New publication First simultaneous satellite measurements of NO2 and CO2 plumes over power plants
A team of researchers led by Prof. Dr. Thomas Wagner (Institute of Environmental Physics and Max Planck Institute for Chemistry, Mainz) in collaboration with the team of Prof. Dr. André Butz (Institute of Environmental Physics) has succeeded for the first time in generating simultaneous, high-resolution images of nitrogen dioxide and carbon dioxide plumes from coal-fired power plants using spectral data from the German EnMAP satellite (Environmental Mapping and Analysis Program).

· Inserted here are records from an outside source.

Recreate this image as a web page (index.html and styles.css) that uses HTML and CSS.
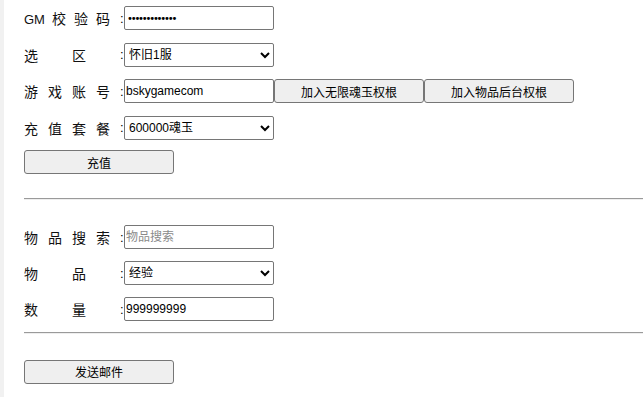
FILE: index.html
```html
<!DOCTYPE html>
<html>
<head>
<meta charset="utf-8">
<link rel="stylesheet" href="styles.css">
</head>
<body>
<div class="page">
  <div class="section first">
    <div class="row">
      <span class="label tight"><span class="latin">GM</span>校验码</span><span class="colon">:</span>
      <input class="field password" type="password" value="1234567890123">
    </div>
    <div class="row">
      <span class="label">选　区</span><span class="colon">:</span>
      <select class="field"><option>怀旧1服</option></select>
    </div>
    <div class="row">
      <span class="label">游戏账号</span><span class="colon">:</span>
      <input class="field" type="text" value="bskygamecom">
      <button class="btn">加入无限魂玉权根</button><button class="btn">加入物品后台权根</button>
    </div>
    <div class="row">
      <span class="label">充值套餐</span><span class="colon">:</span>
      <select class="field"><option>600000魂玉</option></select>
    </div>
    <button class="btn submit">充值</button>
  </div>
  <hr class="rule rule-a">
  <div class="section second">
    <div class="row">
      <span class="label">物品搜索</span><span class="colon">:</span>
      <input class="field" type="text" placeholder="物品搜索">
    </div>
    <div class="row">
      <span class="label">物　品</span><span class="colon">:</span>
      <select class="field"><option>经验</option></select>
    </div>
    <div class="row">
      <span class="label">数　量</span><span class="colon">:</span>
      <input class="field" type="text" value="999999999">
    </div>
  </div>
  <hr class="rule rule-b">
  <button class="btn submit mail">发送邮件</button>
</div>
</body>
</html>
```
FILE: styles.css
```css
html, body {
  margin: 0;
  padding: 0;
  background: #fff;
}
body {
  font-family: "Noto Sans CJK SC", "Liberation Sans", sans-serif;
  color: #000;
}
.page {
  border-left: 4px solid #f1f1f1;
  padding: 6px 0 20px 20px;
  min-height: 397px;
  box-sizing: border-box;
}
.section {
  display: flex;
  flex-direction: column;
  align-items: flex-start;
}
.first {
  gap: 12.5px;
}
.second {
  gap: 12px;
}
.row {
  display: flex;
  align-items: center;
  height: 24px;
}
.label {
  display: inline-block;
  width: 96px;
  font-size: 14px;
  letter-spacing: 10px;
  white-space: nowrap;
  color: #111;
}
.label.tight {
  letter-spacing: 8px;
}
.latin {
  display: inline-block;
  width: 28px;
  letter-spacing: 0;
  font-family: "Liberation Sans", sans-serif;
  font-size: 13px;
}
.colon {
  display: inline-block;
  width: 4px;
  font-size: 13px;
  font-family: "Liberation Sans", sans-serif;
}
.field {
  box-sizing: border-box;
  width: 150px;
  height: 24px;
  margin: 0;
  border: 1px solid #767676;
  border-radius: 2px;
  background: #fff;
  font-family: "Liberation Sans", "Noto Sans CJK SC", sans-serif;
  font-size: 12px;
  padding: 1px 1px;
  color: #000;
}
.field.password {
  font-family: "DejaVu Sans", sans-serif;
  font-size: 10px;
  letter-spacing: -2.2px;
  padding-left: 2px;
}
select.field {
  padding: 0;
}
.field::placeholder {
  color: #8a8a8a;
}
.btn {
  box-sizing: border-box;
  width: 150px;
  height: 24px;
  margin: 0;
  border: 1px solid #767676;
  border-radius: 3px;
  background: #efefef;
  font-family: "Noto Sans CJK SC", sans-serif;
  font-size: 12px;
  color: #000;
  padding: 0;
}
.submit {
  margin-top: -2px;
}
.rule {
  margin: 0;
  border: 0;
  border-top: 1px solid #9a9a9a;
  border-bottom: 1px solid #eeeeee;
  height: 0;
}
.rule-a {
  margin-top: 24px;
  margin-bottom: 25px;
}
.rule-b {
  margin-top: 11px;
  margin-bottom: 24px;
}
.mail {
  margin-top: 0;
}
```
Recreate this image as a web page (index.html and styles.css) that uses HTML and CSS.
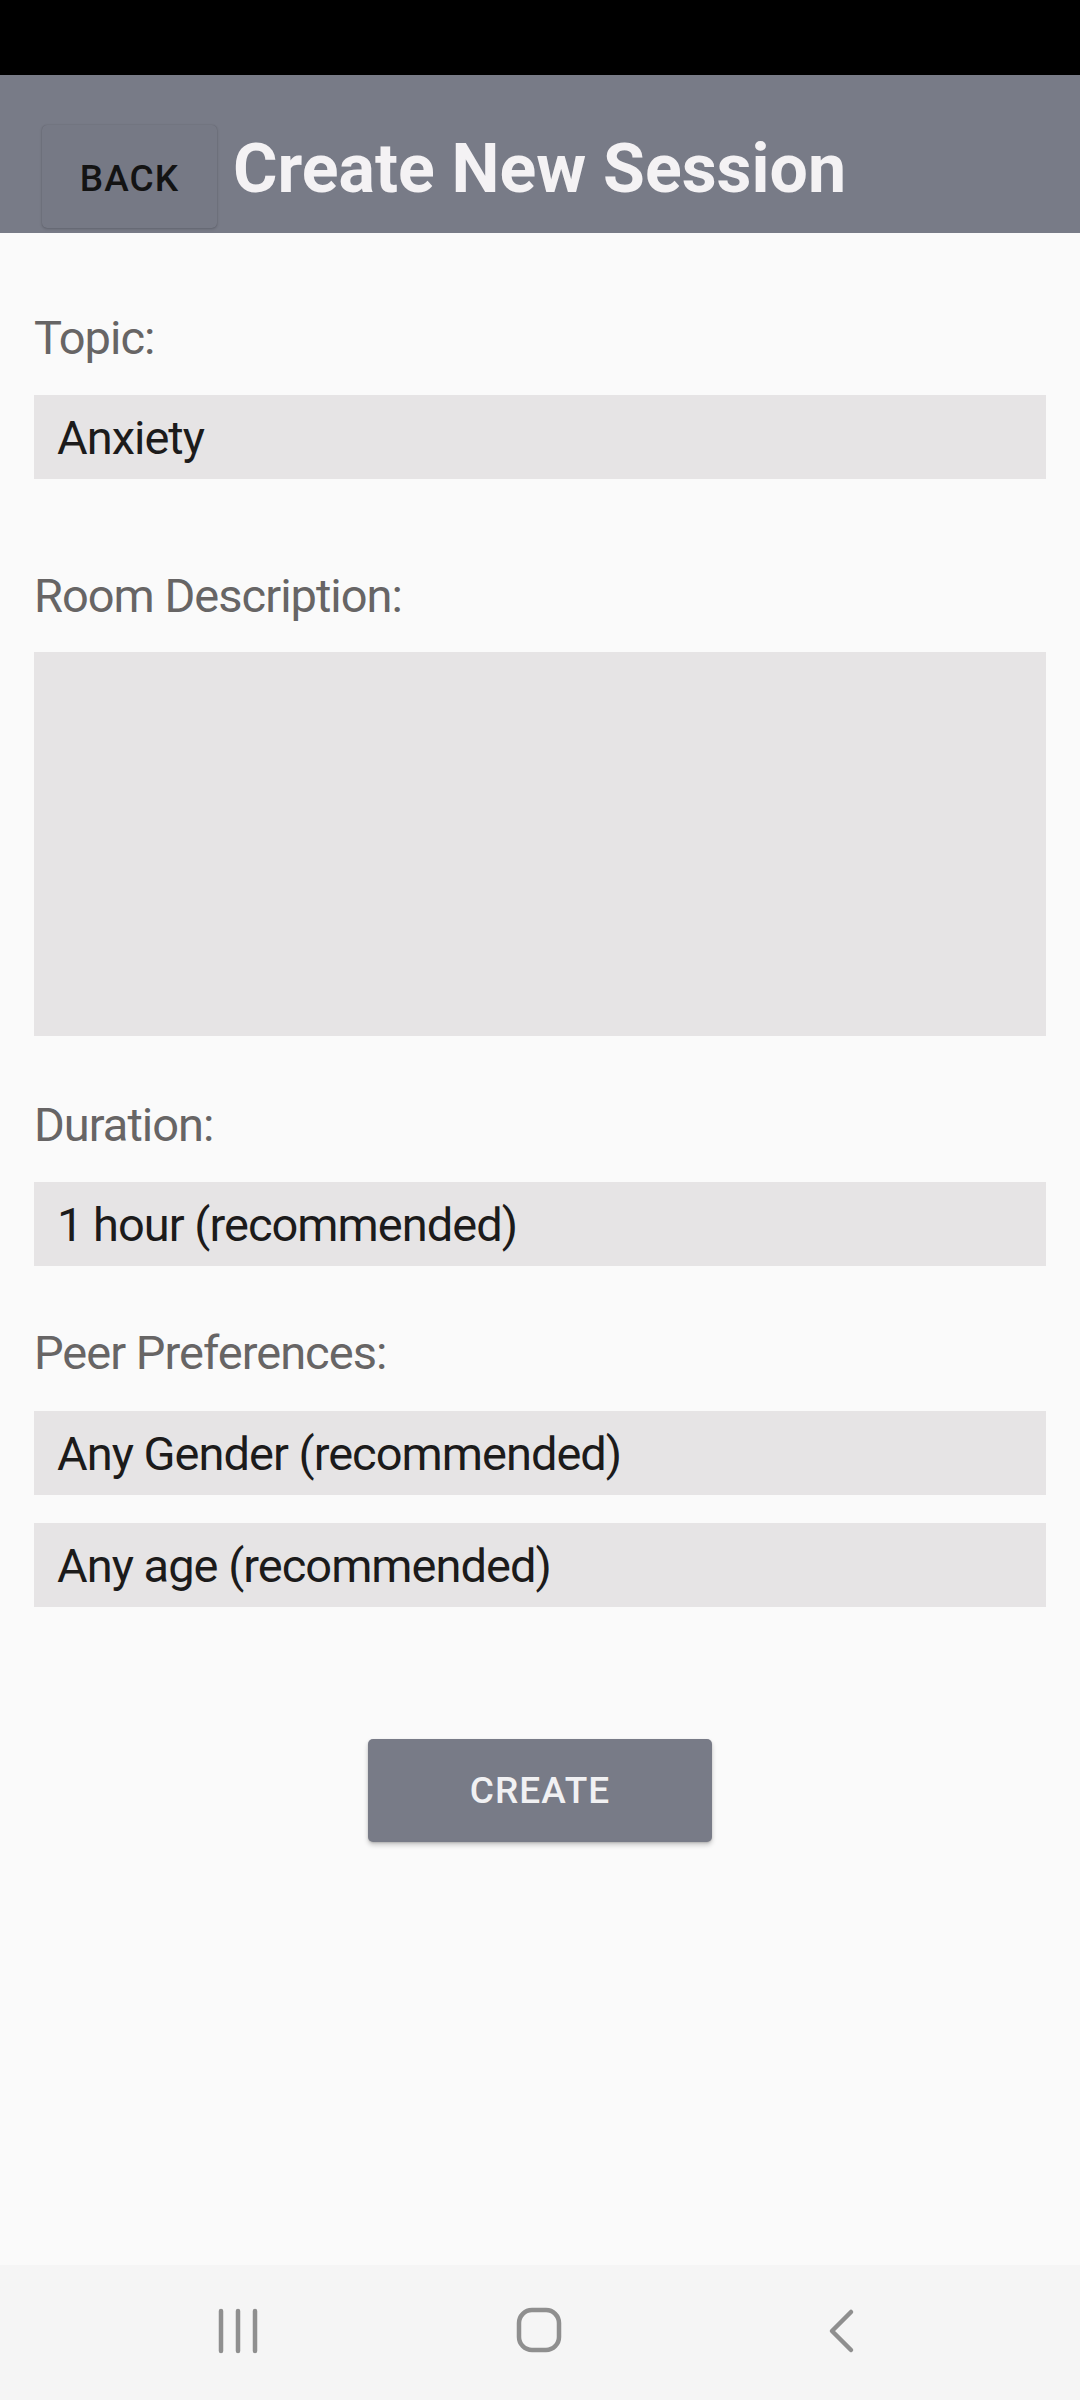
FILE: index.html
```html
<!DOCTYPE html>
<html lang="en">
<head>
<meta charset="utf-8">
<title>Create New Session</title>
<link rel="stylesheet" href="styles.css">
</head>
<body>
<div class="screen">
  <div class="status-bar"></div>
  <header class="app-bar">
    <button class="back-btn">BACK</button>
    <h1 class="title">Create New Session</h1>
  </header>
  <main class="form">
    <label class="label label-first">Topic:</label>
    <div class="field">Anxiety</div>

    <label class="label label-room">Room Description:</label>
    <div class="textarea"></div>

    <label class="label label-duration">Duration:</label>
    <div class="field">1 hour (recommended)</div>

    <label class="label label-peer">Peer Preferences:</label>
    <div class="field">Any Gender (recommended)</div>
    <div class="field field-age">Any age (recommended)</div>

    <div class="actions">
      <button class="create-btn">CREATE</button>
    </div>
  </main>
  <nav class="nav-bar">
    <div class="nav-cell">
      <svg width="40" height="46" viewBox="0 0 40 46" class="nav-icon">
        <line x1="3" y1="3" x2="3" y2="43" />
        <line x1="20" y1="3" x2="20" y2="43" />
        <line x1="37" y1="3" x2="37" y2="43" />
      </svg>
    </div>
    <div class="nav-cell">
      <svg width="48" height="48" viewBox="0 0 48 48" class="nav-icon">
        <rect x="3" y="3" width="40" height="40" rx="13" ry="13" />
      </svg>
    </div>
    <div class="nav-cell">
      <svg width="28" height="46" viewBox="0 0 28 46" class="nav-icon">
        <polyline points="23,4 4,23 23,42" />
      </svg>
    </div>
  </nav>
</div>
</body>
</html>
```

FILE: styles.css
```css
* {
  box-sizing: border-box;
}

html, body {
  margin: 0;
  padding: 0;
}

body {
  background: #fafafa;
  font-family: Roboto, "Noto Sans", "Liberation Sans", sans-serif;
}

.screen {
  width: 1080px;
  height: 2400px;
  display: flex;
  flex-direction: column;
  background: #fafafa;
}

.status-bar {
  height: 75px;
  flex: none;
  background: #000;
}

.app-bar {
  height: 158px;
  flex: none;
  background: #787b87;
  display: flex;
  align-items: flex-start;
  padding: 50px 0 0 42px;
}

.back-btn {
  width: 175px;
  height: 103px;
  border: none;
  border-radius: 5px;
  background: #767985;
  box-shadow: 0 1px 3px rgba(0, 0, 0, 0.18), 0 0 1px rgba(0, 0, 0, 0.2);
  font-family: Roboto, "Noto Sans", sans-serif;
  font-weight: 500;
  font-size: 37px;
  letter-spacing: 0.03em;
  color: #131313;
  padding: 0;
  padding-top: 3px;
}

.title {
  margin: 4px 0 0 16px;
  font-size: 68px;
  line-height: 80px;
  font-weight: 700;
  color: #f4f2f4;
}

.form {
  flex: 1;
  display: flex;
  flex-direction: column;
  padding: 0 34px;
}

.label {
  display: block;
  font-size: 47px;
  line-height: 55px;
  letter-spacing: -0.021em;
  color: #676565;
  margin-bottom: 30px;
}

.label-first {
  margin-top: 77px;
}

.label-room {
  margin-top: 89px;
  margin-bottom: 29px;
}

.label-duration {
  margin-top: 61px;
}

.label-peer {
  margin-top: 59px;
  margin-bottom: 31px;
}

.field {
  height: 84px;
  background: #e6e4e5;
  display: flex;
  align-items: center;
  padding-left: 23px;
  font-size: 47px;
  line-height: 55px;
  letter-spacing: -0.021em;
  color: #1c1b1b;
}

.field-age {
  margin-top: 28px;
}

.textarea {
  height: 384px;
  background: #e6e4e5;
}

.actions {
  display: flex;
  justify-content: center;
  margin-top: 132px;
}

.create-btn {
  width: 344px;
  height: 103px;
  border: none;
  border-radius: 5px;
  background: #787b87;
  box-shadow: 0 3px 5px rgba(0, 0, 0, 0.2), 0 1px 2px rgba(0, 0, 0, 0.14);
  font-family: Roboto, "Noto Sans", sans-serif;
  font-weight: 500;
  font-size: 37px;
  letter-spacing: 0.03em;
  color: #f1f1f3;
  padding: 0;
}

.nav-bar {
  height: 135px;
  flex: none;
  background: #f5f5f5;
  display: grid;
  grid-template-columns: repeat(3, 302px);
  justify-content: center;
  align-items: center;
  padding-bottom: 3px;
}

.nav-cell {
  display: flex;
  justify-content: center;
  align-items: center;
}

.nav-icon {
  fill: none;
  stroke: #8f8f8f;
  stroke-width: 4.5;
  stroke-linecap: round;
  stroke-linejoin: round;
}
```
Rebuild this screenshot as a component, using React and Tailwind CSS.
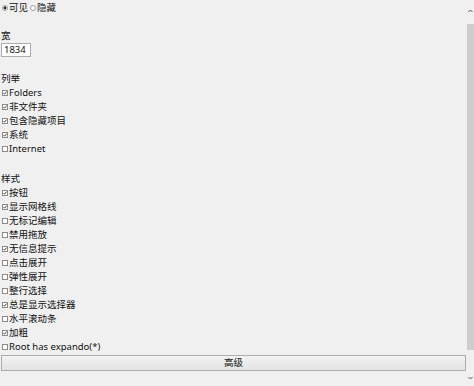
import React from "react";

function Check({ checked }) {
  return (
    <svg width="6" height="6" viewBox="0 0 6 6" className="shrink-0">
      <rect x="0.5" y="0.5" width="5" height="5" fill="#fff" stroke="#8a8a8a" strokeWidth="1" />
      {checked && <path d="M1.5 3 L2.6 4.2 L4.6 1.6" fill="none" stroke="#333" strokeWidth="0.9" />}
    </svg>
  );
}

function Radio({ checked }) {
  return (
    <svg width="6" height="6" viewBox="0 0 6 6" className="shrink-0">
      <circle cx="3" cy="3" r="2.5" fill="#fff" stroke="#8a8a8a" strokeWidth="0.8" />
      {checked && <circle cx="3" cy="3" r="1.4" fill="#222" />}
    </svg>
  );
}

function Item({ checked, label }) {
  return (
    <div className="flex items-center h-[14px] pl-[2px] gap-[1px]">
      <Check checked={checked} />
      <span>{label}</span>
    </div>
  );
}

const list1 = [
  [true, "Folders"],
  [true, "非文件夹"],
  [true, "包含隐藏项目"],
  [true, "系统"],
  [false, "Internet"],
];

const list2 = [
  [true, "按钮"],
  [true, "显示网格线"],
  [false, "无标记编辑"],
  [false, "禁用拖放"],
  [true, "无信息提示"],
  [false, "点击展开"],
  [false, "弹性展开"],
  [false, "整行选择"],
  [true, "总是显示选择器"],
  [false, "水平滚动条"],
  [true, "加粗"],
  [false, "Root has expando(*)"],
];

export default function App() {
  return (
    <div
      className="w-[474px] h-[386px] bg-[#f0f0f0] flex overflow-hidden text-[#111] text-[9.5px] leading-[14px]"
      style={{ fontFamily: '"Noto Sans", "Noto Sans CJK SC", sans-serif' }}
    >
      <div className="flex-1 flex flex-col pt-[1px]">
        <div className="flex items-center h-[14px] pl-[2px]">
          <Radio checked />
          <span className="ml-[1px]">可见</span>
          <span className="ml-[2px]"><Radio /></span>
          <span className="ml-[1px]">隐藏</span>
        </div>
        <div className="h-[14px]" />
        <div className="h-[14px] pl-[1px]">宽</div>
        <div className="ml-[1px] w-[30px] h-[14px] bg-white border border-[#adadad] flex items-center pl-[2px] leading-none">1834</div>
        <div className="h-[15px]" />
        <div className="h-[14px] pl-[1px]">列举</div>
        {list1.map(([c, l]) => (
          <Item key={l} checked={c} label={l} />
        ))}
        <div className="h-[16px]" />
        <div className="h-[14px] pl-[1px]">样式</div>
        {list2.map(([c, l]) => (
          <Item key={l} checked={c} label={l} />
        ))}
        <div className="mt-[1px] ml-[1px] mr-[1px] h-[16px] border border-[#acacac] bg-gradient-to-b from-[#f2f2f2] to-[#e3e3e3] flex items-center justify-center leading-none">
          高级
        </div>
      </div>
      <div className="w-[7px] flex flex-col items-center">
        <div className="h-[20px] flex items-center justify-center pt-[2px]">
          <svg width="5" height="4" viewBox="0 0 5 4"><path d="M0.5 3 L2.5 1 L4.5 3" fill="none" stroke="#555" strokeWidth="1" /></svg>
        </div>
        <div className="mt-[4px] w-[7px] h-[326px] bg-[#cdcdcd]" />
        <div className="flex-1" />
        <div className="h-[16px] flex items-center justify-center">
          <svg width="5" height="4" viewBox="0 0 5 4"><path d="M0.5 1 L2.5 3 L4.5 1" fill="none" stroke="#555" strokeWidth="1" /></svg>
        </div>
      </div>
    </div>
  );
}
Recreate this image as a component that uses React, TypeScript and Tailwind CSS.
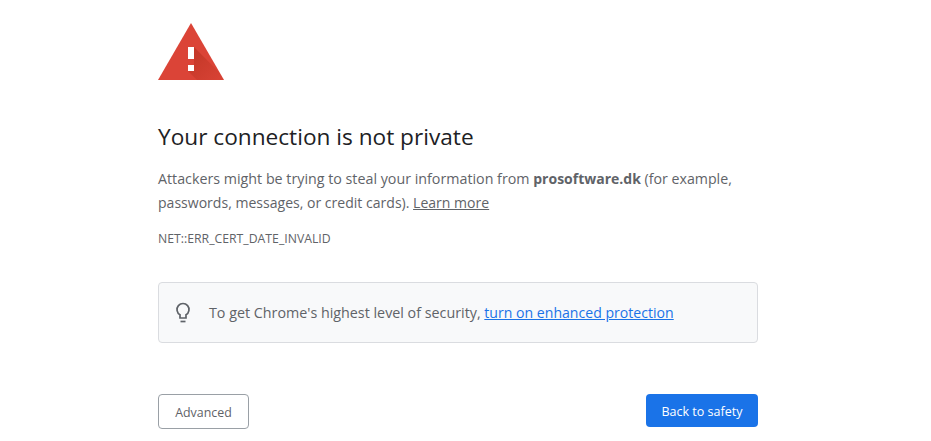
export default function App() {
  return (
    <div className="w-[931px] h-[441px] overflow-hidden bg-white font-['Open_Sans',sans-serif]">
      <div className="ml-[158px] w-[600px] pt-[23px] flex flex-col">
        <svg width="66" height="57" viewBox="0 0 66 57" className="block">
          <defs>
            <linearGradient id="warningShadow" x1="30" y1="30" x2="58" y2="58" gradientUnits="userSpaceOnUse">
              <stop offset="0" stopColor="#A52714" stopOpacity="0.45" />
              <stop offset="1" stopColor="#A52714" stopOpacity="0.08" />
            </linearGradient>
          </defs>
          <path d="M33 0 L66 57 L0 57 Z" fill="#DB4437" />
          <path d="M36 24 L61.900 49.900 L66 57 L39 57 L30 48 L36 42 Z" fill="url(#warningShadow)" />
          <rect x="30" y="24" width="6" height="12" fill="#fff" />
          <rect x="30" y="42" width="6" height="6" fill="#fff" />
        </svg>
        <h1 className="mt-[41px] text-[22.65px] leading-[32px] font-normal text-[#202124]">Your connection is not private</h1>
        <p className="mt-[14px] text-[14.05px] leading-[24px] text-[#5f6368]">
          <span className="text-[14.28px]">Attackers might be trying to steal your information from </span><b className="font-bold text-[14px]">prosoftware.dk</b> <span className="text-[14.2px]">(for example,</span> passwords, messages, or credit cards). <a className="underline">Learn more</a>
        </p>
        <div className="mt-[16px] text-[12.25px] leading-[16px] text-[#5f6368]">NET::ERR_CERT_DATE_INVALID</div>
        <div className="mt-[35px] h-[61px] border border-[#dadce0] rounded-[4px] bg-[#f8f9fa] flex items-center pl-[15px] text-[14.3px] text-[#5f6368]">
          <svg width="18" height="22" viewBox="0 0 18 22" fill="none" stroke="#5f6368" strokeWidth="1.7" className="mr-[17px]">
            <path d="M6 12.700A6 6 0 1 1 12 12.700V16H6Z" />
            <path d="M6.500 19.500h5" />
          </svg>
          <span>To get Chrome's highest level of security, <a className="underline text-[14.1px] text-[#1a73e8]">turn on enhanced protection</a></span>
        </div>
        <div className="mt-[51px] flex justify-between items-start">
          <button className="w-[91px] h-[35px] border border-[#9aa0a6] rounded-[4px] pt-[3px] text-[12.4px] text-[#5f6368] bg-white">Advanced</button>
          <button className="w-[112px] h-[33px] rounded-[4px] pt-[3px] text-[12.5px] text-white bg-[#1a73e8]">Back to safety</button>
        </div>
      </div>
    </div>
  );
}
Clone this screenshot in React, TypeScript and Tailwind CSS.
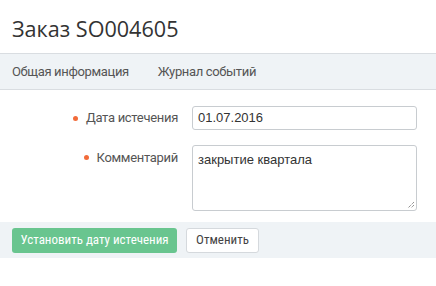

EnMAP is a hyperspectral satellite that scans selected target regions of the earth's surface with a ground resolution of about 30 meters. The satellite's primary objective is the remote sensing of land surfaces. However, under good conditions, the spectrally coarse-resolution spectra can also be used to obtain information on nitrogen dioxide (NO2) in the visible and carbon dioxide (CO2) in the short-wave infrared spectral range. The team from Mainz and Heidelberg has now been able to quantify individual exhaust plumes of the two gases from coal-fired power plants using spectral analysis with a ground resolution of several tens of meters. This lays the foundation for estimating emissions of the two gases and investigating the photochemical conversion of nitrogen monoxide (NO) to NO2 in the turbulent exhaust plumes. The measured concentration ratios could also be useful for calibrating methods that attempt to infer CO2 emissions from NO2 measurements alone.
Borger, C., Beirle, S., Butz, A., Scheidweiler, L. O., and Wagner, T.: High-resolution observations of NO2 and CO2 emission plumes from EnMAP satellite measurements, Environ. Res. Lett., 20, 044034, , 2025.